As we sit around the table discussing the systematic problems that have built up in the last five decades in African American communities across the country—these men have lived through the storm and come out of it with renewed energy for saving young kids and adults challenged with similar obstacles.

Smith doesn’t have much trust in the political fanfare of public officials and law enforcement’s Band-Aid solution to Chicago’s heighten violence. “They say, we're addressing it but we're not going to solve the problem. We'll put it on television but we're not going to solve the problem. They don't have any intention on solving the problem and we can be singing 'We Shall Overcome" until 2117. These social problems stem from Jim Crow, it stems from Willie Lynch—it stems from our first trip over here. It's not going to change until we change.”


Last summer, CPD Supt. Eddie Johnson announced a monitoring system that would identify approximately 1,500 repeat offenders out in the streets to monitor their actions.

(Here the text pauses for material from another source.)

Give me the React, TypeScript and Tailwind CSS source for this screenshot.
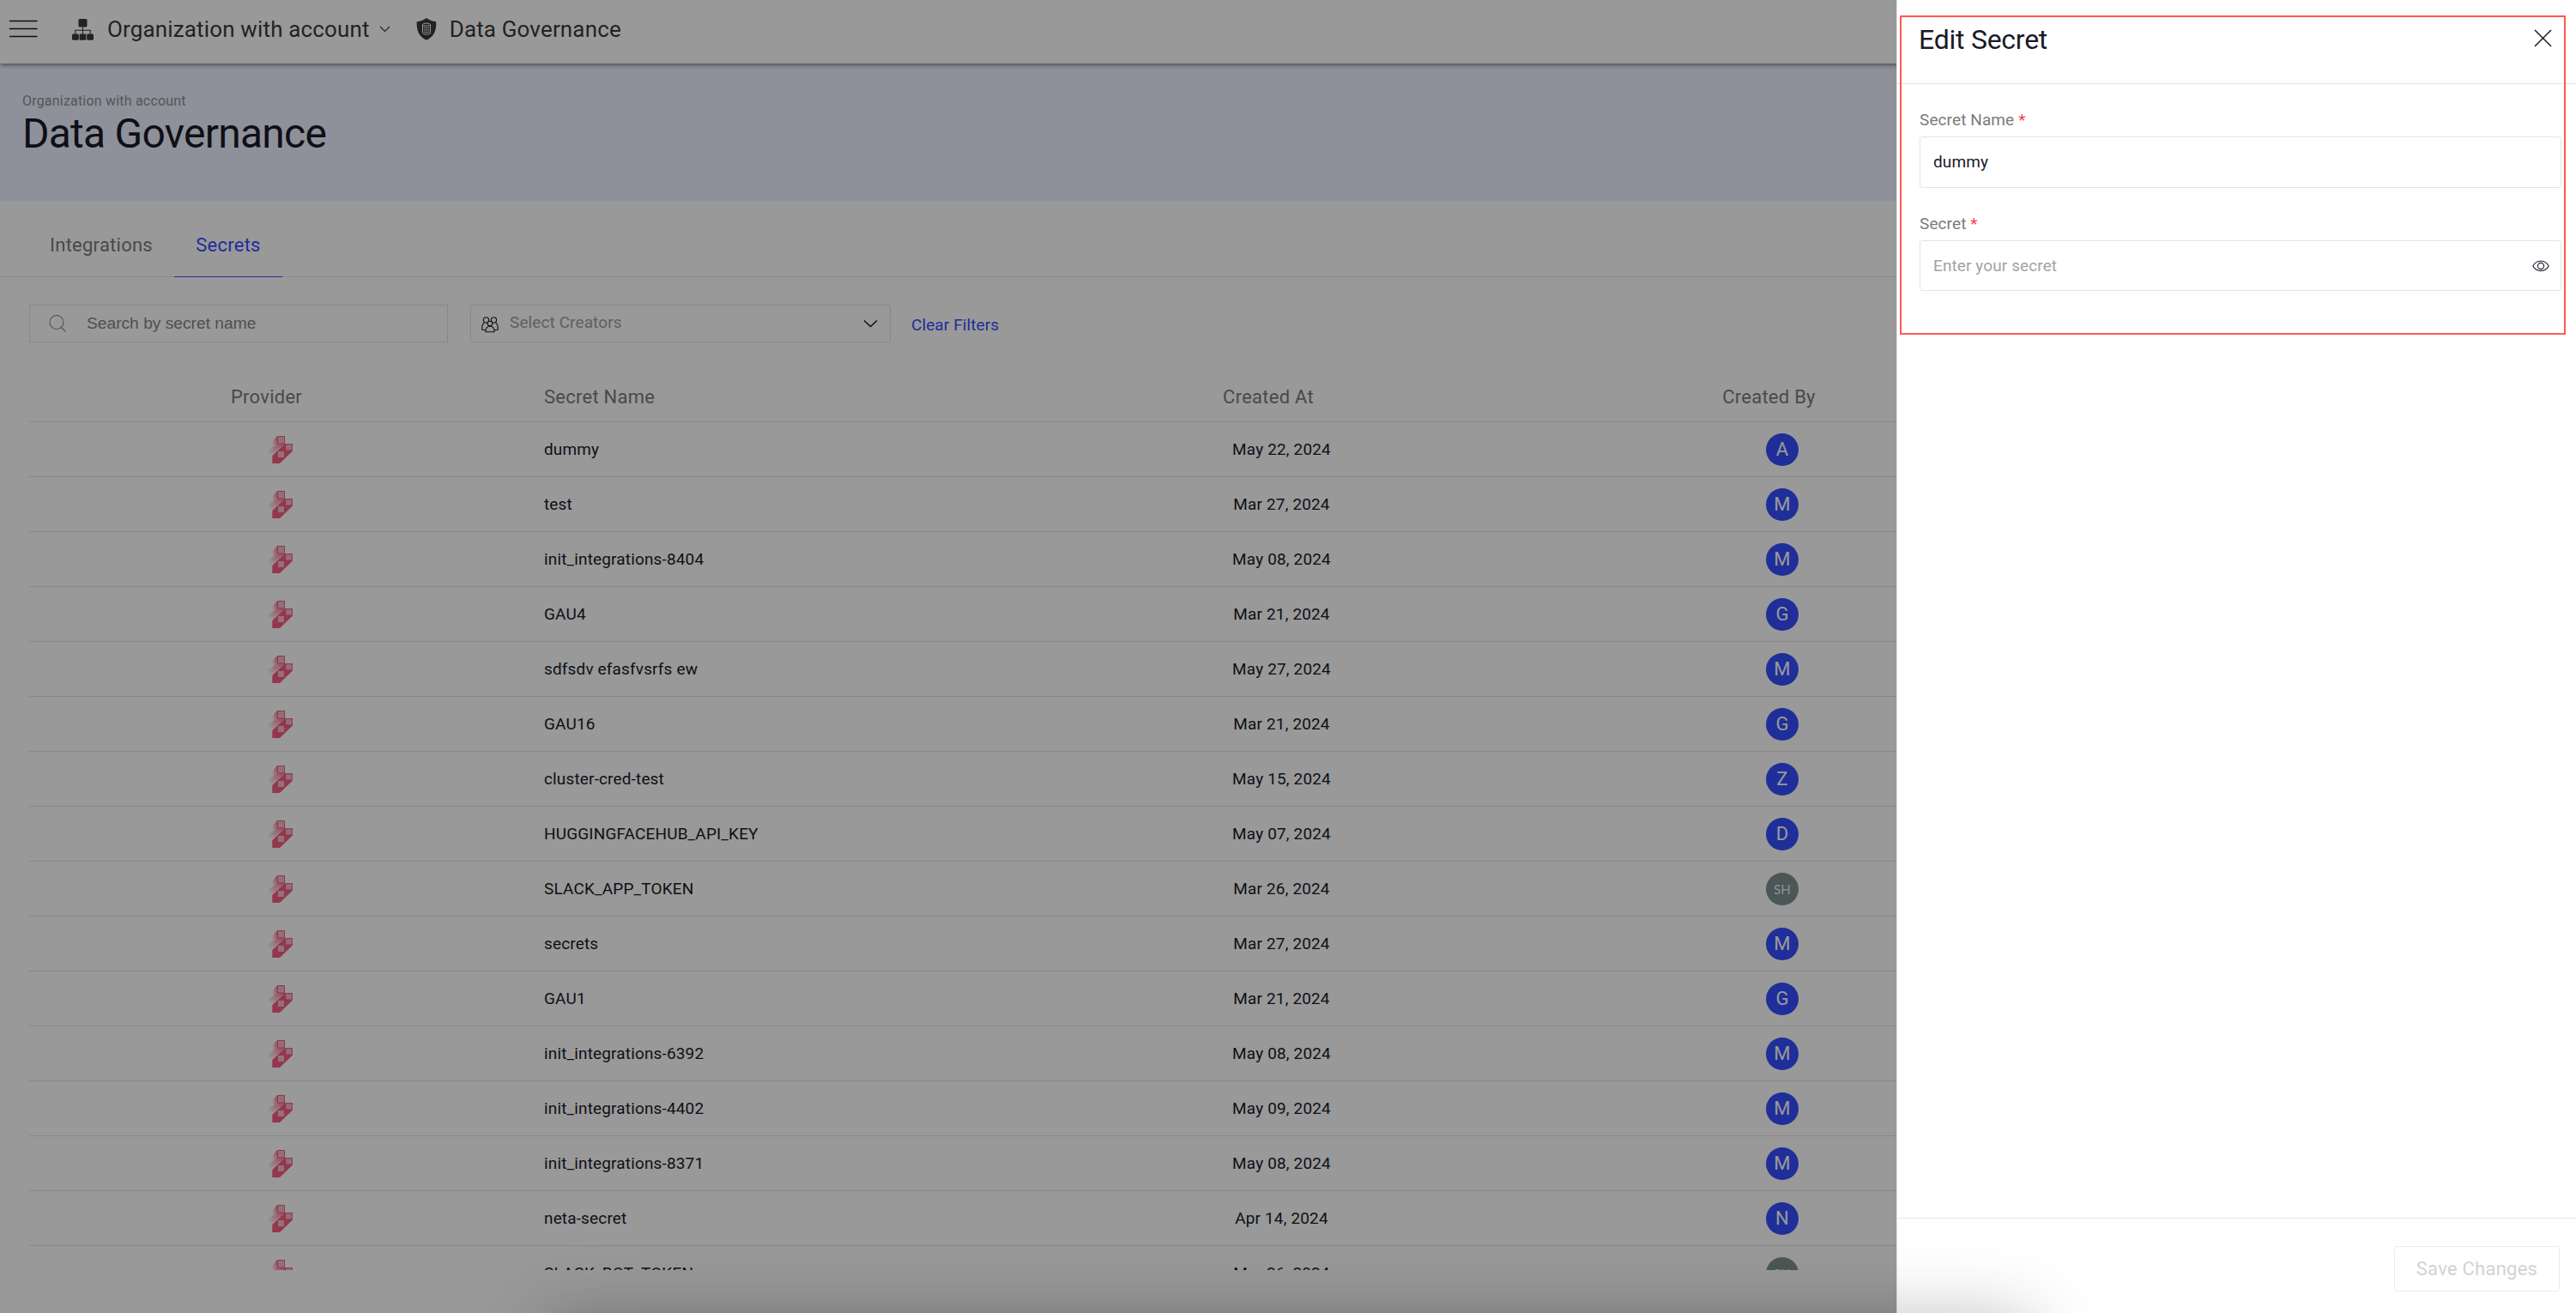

This would ensure a possibility of curving the rising gun-related violence around the city.


Halsey believes they can be flaws with this type of monitoring because he feels CPD is waiting for a repeat offender to make commit a crime instead of putting more resources towards prevention.


“An ounce of prevention is a ‘pound of cure’ so if you know these people, they also have families—mothers, fathers, sons, daughters, grandparents. You must get not only with them but with their parents and set up some type of intervention. It would cost less money and possibly save lives.”